Their reasons start with the assertion that the case requires “a measured consideration and timeline that allows for careful and complete review of the procedures that led to this indictment.” In other words, the defense lawyers want to investigate the investigation before they ever have to go to trial. (Even special counsel John Durham’s meritless investigation of the Russia probe at least took place after the investigations and prosecutions that it spawned were completed.)
Given that the case is in front of the Trump-appointed Judge Aileen Cannon, the ask from Trump’s lawyers may not be as far-fetched as one thinks. Recall that Judge Cannon is the same judge who delayed and bogged down the Mar-a-Lago investigation by seeking to appoint a special master to essentially oversee the entire criminal investigation. The Eleventh Circuit Court of Appeals ultimately reversed Cannon’s legally unsound decision, but by then the damage done by the delay was already done.

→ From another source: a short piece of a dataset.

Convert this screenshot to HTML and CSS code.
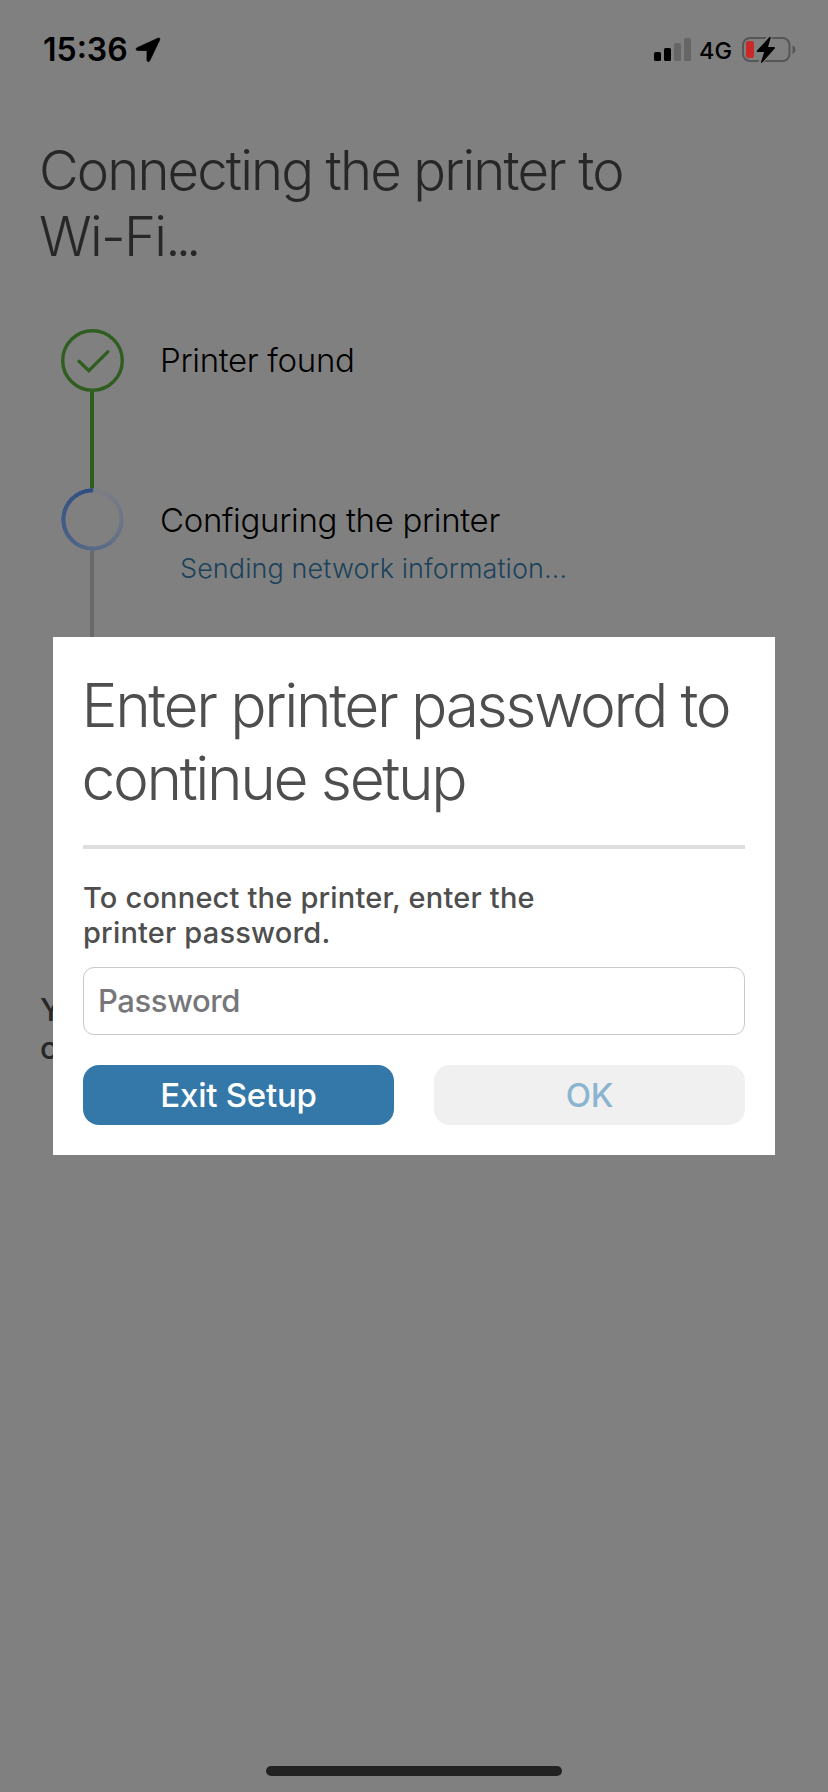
FILE: index.html
```html
<!DOCTYPE html>
<html lang="en">
<head>
<meta charset="utf-8">
<title>Printer setup</title>
<link rel="stylesheet" href="styles.css">
</head>
<body>
<div class="screen">
  <header class="status">
    <span class="time">15:36</span>
    <svg class="location" width="26" height="26" viewBox="0 0 26 26"><path d="M23 1.2 2.2 10.7C.5 11.5.8 13.4 2.7 13.4H12V23c0 2 2 2.300 2.800.5L24.600 3C25.200 1.500 24.400.6 23 1.200Z" stroke="#000" stroke-width=".8"/></svg>
    <svg class="signal" width="38" height="24" viewBox="0 0 38 24"><rect y="14" width="7" height="9" rx="1.500"/><rect x="10" y="10" width="7" height="13" rx="1.500"/><g fill="#666"><rect x="20" y="5" width="7" height="18" rx="1.500"/><rect x="30" width="7" height="23" rx="1.500"/></g></svg>
    <span class="network">4G</span>
    <svg class="battery" width="54" height="28" viewBox="0 0 54 28"><rect x="1" y="2" width="46.500" height="23" rx="7" fill="none" stroke="#565656" stroke-width="2"/><path d="M50.500 9.500c4 1.500 4 7 0 8.500Z" fill="#565656"/><rect x="4" y="5" width="8" height="17" rx="2.500" fill="#c92a27"/><path d="M28 .5 14.500 14.800c-.7.8-.3 1.700.7 1.700h5.600L18.500 26.500 33 12.500c.7-.8.3-1.700-.7-1.700h-6.600Z" stroke="#808080" stroke-width="4" stroke-linejoin="round"/><path d="M27.500 1 15 14.600c-.7.8-.3 1.500.7 1.500h6.500L19 25.800c-.3 1 .6 1.400 1.300.6L32.700 12.600c.6-.8.3-1.600-.7-1.600h-6L28.700 1.800c.3-1-.5-1.500-1.200-.8Z"/></svg>
  </header>

  <main class="page">
    <h1 class="title">Connecting the printer to<br><span class="title-end">Wi-Fi<span class="dots">...</span></span></h1>
    <ol class="steps">
      <li class="step">
        <div class="track">
          <svg width="63" height="63" viewBox="0 0 63 63" fill="none" stroke="#2f5e20" stroke-width="3.400"><circle cx="31.500" cy="31.500" r="29.800"/><path d="m18 32.200 9.800 9.500 19-18.800" stroke-linecap="round"/></svg>
          <span class="line line-done"></span>
        </div>
        <div class="label"><p class="name">Printer found</p></div>
      </li>
      <li class="step">
        <div class="track">
          <span class="spinner"></span>
          <span class="line"></span>
        </div>
        <div class="label"><p class="name config">Configuring the printer</p><p class="detail">Sending network information...</p></div>
      </li>
    </ol>
    <p class="note">Y<br>c</p>
  </main>
  <span class="home"></span>

  <section class="dialog">
    <h2 class="heading">Enter printer password to<br>continue setup</h2>
    <hr class="divider">
    <p class="message">To connect the printer, enter the<br>printer password.</p>
    <div class="field">Password</div>
    <div class="actions">
      <button class="button primary">Exit Setup</button>
      <button class="button disabled">OK</button>
    </div>
  </section>
</div>
</body>
</html>
```
FILE: styles.css
```css
* { box-sizing: border-box; margin: 0; padding: 0; }
body { font-family: Inter, "Liberation Sans", sans-serif; background: #808080; color: #000; }
.screen { position: relative; width: 828px; height: 1792px; overflow: hidden; background: #808080; display: flex; flex-direction: column; }
.status { height: 137px; padding: 31px 32px 0 43px; display: flex; align-items: flex-start; }
.status svg { flex: none; }
.time { width: 92px; font-size: 32px; line-height: 38px; font-weight: 600; white-space: nowrap; }
.location { margin-top: 6px; }
.signal { margin: 7px 0 0 auto; }
.network { width: 50px; padding-left: 7px; font-size: 23.500px; line-height: 28px; font-weight: 500; margin-top: 6px; white-space: nowrap; }
.battery { margin-top: 5px; }
.page { flex: 1; padding: 0 40px; }
.title { margin-left: -1px; font-size: 54.500px; line-height: 66px; font-weight: 300; color: #272727; white-space: nowrap; letter-spacing: -1.890px; }
.title-end { letter-spacing: -1.700px; }
.dots { letter-spacing: -5px; }
.steps { list-style: none; margin: 60px 0 0 20.500px; }
.step { display: flex; gap: 36.500px; height: 159px; }
.track { width: 63px; display: flex; flex-direction: column; align-items: center; flex: none; }
.track svg { display: block; }
.line { width: 4px; flex: 1; background: #696969; }
.line-done { background: #2f5e20; }
.spinner { width: 63px; height: 63px; border-radius: 50%; background: conic-gradient(from 3deg, #7c7e83, #6d7686 25%, #566987 50%, #3f5a86 75%, #2d4c80 99%, #7c7e83); -webkit-mask: radial-gradient(circle, transparent 26.500px, #000 27.500px, #000 31px, transparent 31.500px); mask: radial-gradient(circle, transparent 26.500px, #000 27.500px, #000 31px, transparent 31.500px); }
.label { padding-top: 11px; white-space: nowrap; }
.name { font-size: 33px; line-height: 40px; font-weight: 300; letter-spacing: -.320px; }
.config { margin-top: 1px; }
.detail { margin: 13px 0 0 20px; font-size: 27px; line-height: 32px; font-weight: 300; letter-spacing: .080px; color: #1c425b; }
.note { margin-top: 344px; font-size: 31px; line-height: 38px; font-weight: 500; color: #272727; }
.home { width: 296px; height: 10px; border-radius: 5px; background: #222; margin: 0 auto 16px; }
.dialog { position: absolute; left: 53px; top: 637px; width: 722px; height: 518px; padding: 32px 30px 30px; background: #fff; }
.heading { margin-left: -1.500px; font-size: 60.500px; line-height: 73px; font-weight: 300; letter-spacing: -2.380px; color: #4e4e4e; white-space: nowrap; }
.divider { height: 4px; border: 0; background: #dedede; margin-top: 30px; }
.message { margin-top: 31px; font-size: 29px; line-height: 35px; font-weight: 500; letter-spacing: .190px; color: #4e4e4e; white-space: nowrap; }
.field { margin-top: 17px; height: 68px; border: 1px solid #c9c9c9; border-radius: 11px; padding: 0 14px; font-size: 31px; line-height: 66px; font-weight: 500; letter-spacing: -.400px; color: #77777b; }
.actions { margin-top: 30px; display: grid; grid-template-columns: 1fr 1fr; gap: 40px; }
.button { height: 60px; border: 0; border-radius: 16px; font: 500 33px/60px Inter, sans-serif; letter-spacing: -.250px; }
.primary { background: #3478a9; color: #fff; }
.disabled { background: #f0f0f0; color: #8ab4d0; }
```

Trump and Nauta’s attorneys claim that jury selection during a presidential campaign would be impossible to accomplish, presumably because jurors would be caught up in political support for the candidates and, therefore, incapable of being impartial.
This argument is meritless because such concerns over partisanship is why trial jurors are questioned through voir dire, often employing jury questionnaires and jury consultants, all overseen by a judge to screen out biased jurors. More obviously, there is also no reason to think that the problems of partisanship would be any lessened after the presidential election.
Of course, the real impact to the election is that, if Trump were to win, he could simply have his Justice Department dismiss the case or even seek to pardon himself.
The one actual legitimate point the defense teams make is that any trial involving classified documents can be slowed down both by the need for members of the defense team to seek and obtain security clearances, as well as the procedures for handling the potential disclosure of classified and sensitive documents set forth under the Classified Information Procedures Act (“CIPA”).
Obtaining the necessary security clearances can take weeks or even months. Walt Nauta’s lawyer, Stan Woodward, is adding to this potential delay by still not completing the form necessary for obtaining the security clearance—nearly a month after the indictment.
The sensitivities of such information results in the phenomenon known as “graymail,” where DOJ can be reluctant to have to try cases for fear of disclosing national security information. The Trump and Nauta team are no doubt fully aware of this, as they have also written that in a case involving a presidential candidate there should be “no secrecy”—but generously offer to delay the fight over what documents can be revealed publicly to a later date.
Taking a page from Bronx lawyer Douglas Rankin’s book, Woodward also asked to postpone Nauta’s appearance because Woodward had a scheduling conflict with a bench trial in Washington, D.C. The special counsel’s team responded that there was no reason why Nauta’s Florida lawyer could not handle the appearance.
Nauta claims that his Florida attorney, Sasha Dadan, was only recently hired and, thus, is not able to handle the hearing. While that may sound reasonable, it has to be considered in light of the fact that Nauta had been supposedly unable to find a lawyer since June 27—a difficult to believe proposition since paying the fees probably were not much of an issue for him, given that fees likely would be paid by a political action committee (PAC). It’s worth noting that Nauta postponed one arraignment date due to a flight cancellation. Flight cancellations—like traffic delays—can come in handy when every bit of delay helps.
The problem for special counsel Jack Smith and DOJ is that, even under the best of circumstances, a complex case like this would be nearly impossible to get to trial by their suggested date of December. Nor will they have much leverage over any timing decisions by Judge Cannon (whatever her motivations may be), because such decisions as scheduling are unlikely to involve legal issues that can be appealed.
Worse, for good reasons, trial judges are hesitant to pressure defendants into trial for fear that such pressure may create an appellate issue in the event of a conviction.
The Trump and Nauta defense lawyers don’t need any brilliant or innovative legal strategies to slow down and delay the documents case trial. Standard tactics of delay will work just fine to postpone the case into the presidential election red zone. The only counter to this expected tactic would have been for Merrick Garland's DOJ to have gotten off to a much earlier start.